The risks were existential to the negotiation process. A single leaked fallback position, a verification threshold, or a classified cable could allow the opposing side to extract excessive concessions or discredit the entire process domestically. Counterintelligence was not merely a defensive measure; it was a precondition for meaningful diplomacy. To understand the full scale of this hidden conflict, one must examine the specific threat vectors and the layered defenses that shaped the arms control agreements that followed.

How Soviet Intelligence Targeted the Negotiations

Soviet intelligence approached the talks as a multi-vector target requiring coordinated collection across human, signals, and technical disciplines. Understanding these specific threat vectors is essential to appreciating the counterintelligence response that protected American negotiating positions throughout the decade-long process.
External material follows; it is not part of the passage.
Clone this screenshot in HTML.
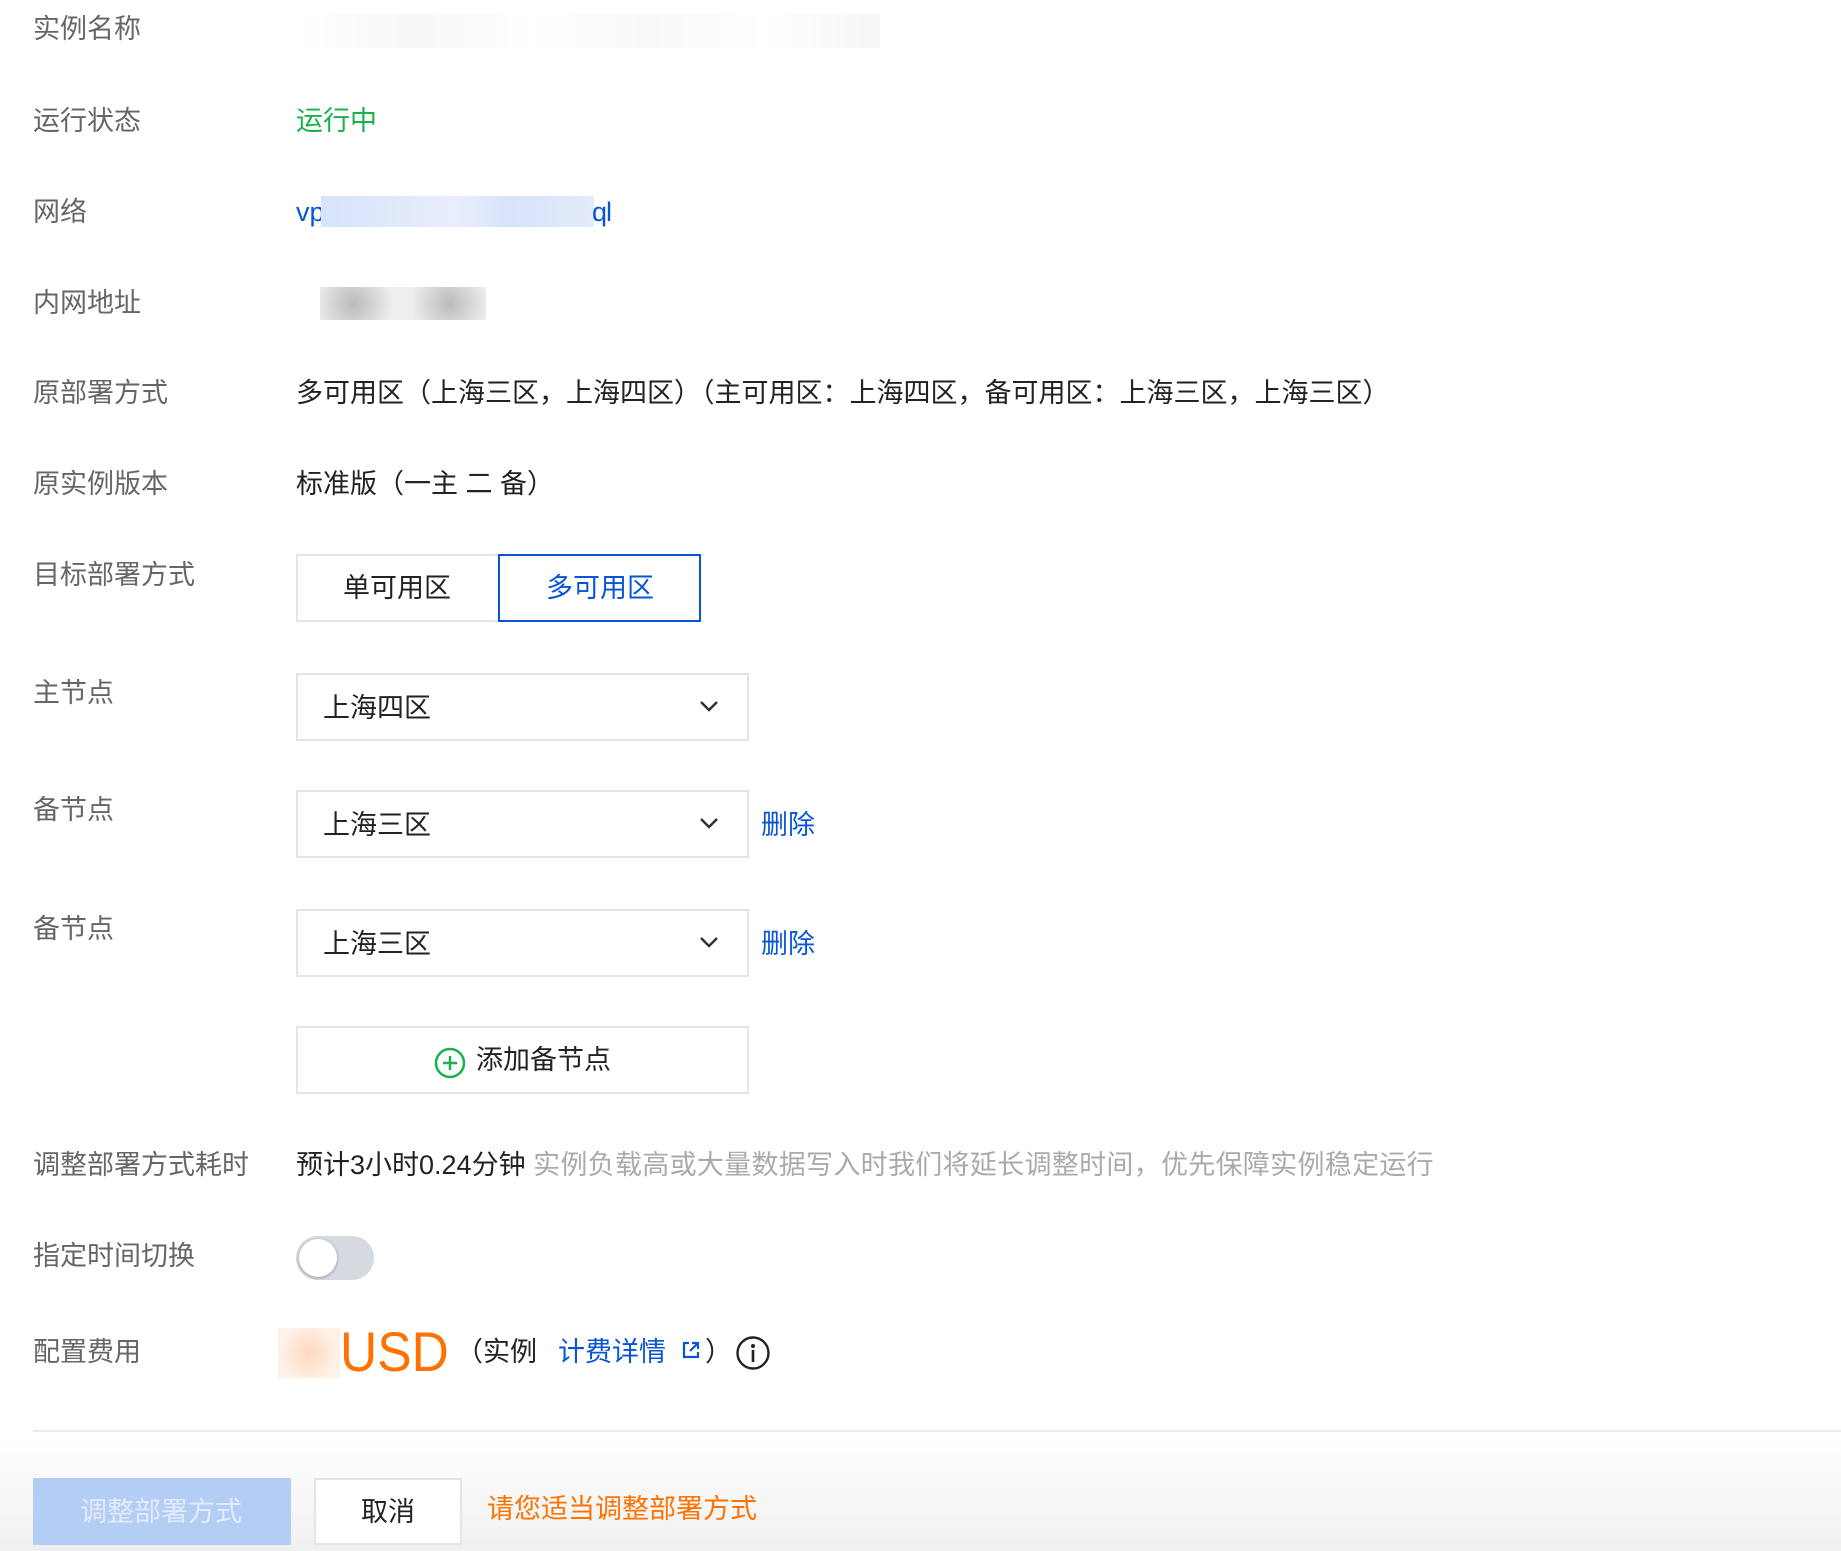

Human Intelligence Operations Against Delegations

The KGB invested heavily in identifying and assessing American personnel assigned to the SALT delegations. Background files were compiled from open-source research, defector reports, and moles already in place. The objective was to locate individuals with financial vulnerabilities, marital difficulties, or ideological sympathies that could be exploited. Support staff—secretaries, interpreters, and security officers—were considered prime targets. These personnel often had access to classified notes while receiving less scrutiny than senior negotiators. The recruitment of such individuals could yield high-value intelligence long before it reached the main table.

A case that haunted U.S. counterintelligence during this period was the Walker spy ring, initiated in 1968. John Anthony Walker, a U.S. Navy chief warrant officer, sold cryptographic keys and operational details that allowed Soviet intelligence to read vast quantities of American naval communications. While not directly assigned to SALT, his betrayal compromised the Navy's ability to securely communicate about its ballistic missile submarine fleet—the very SLBM force being limited under the treaty. Verification of submarine missile counts relied on secure reporting. Walker's treachery meant the U.S. had to assume the Soviets understood American patrol patterns and could mask their own cheating. The case demonstrated that espionage far from the negotiating table could still undermine treaty viability.

In 1977, as SALT II was being finalized, another breach struck directly at verification capabilities. William Kampiles, a low-level CIA employee, sold the Soviets a technical manual for the KH-11 KENNEN reconnaissance satellite. The KH-11 was the crown jewel of American national technical means—a digital imaging satellite providing real-time intelligence on Soviet missile silo construction and bomber deployment. By obtaining the manual, the Soviets gained insight into the satellite's resolution, revisit patterns, and potential vulnerabilities. This knowledge allowed them to develop concealment measures that complicated U.S. monitoring of treaty compliance. The Kampiles case exposed the reality that counterintelligence failures within the intelligence community itself could unravel verification architecture.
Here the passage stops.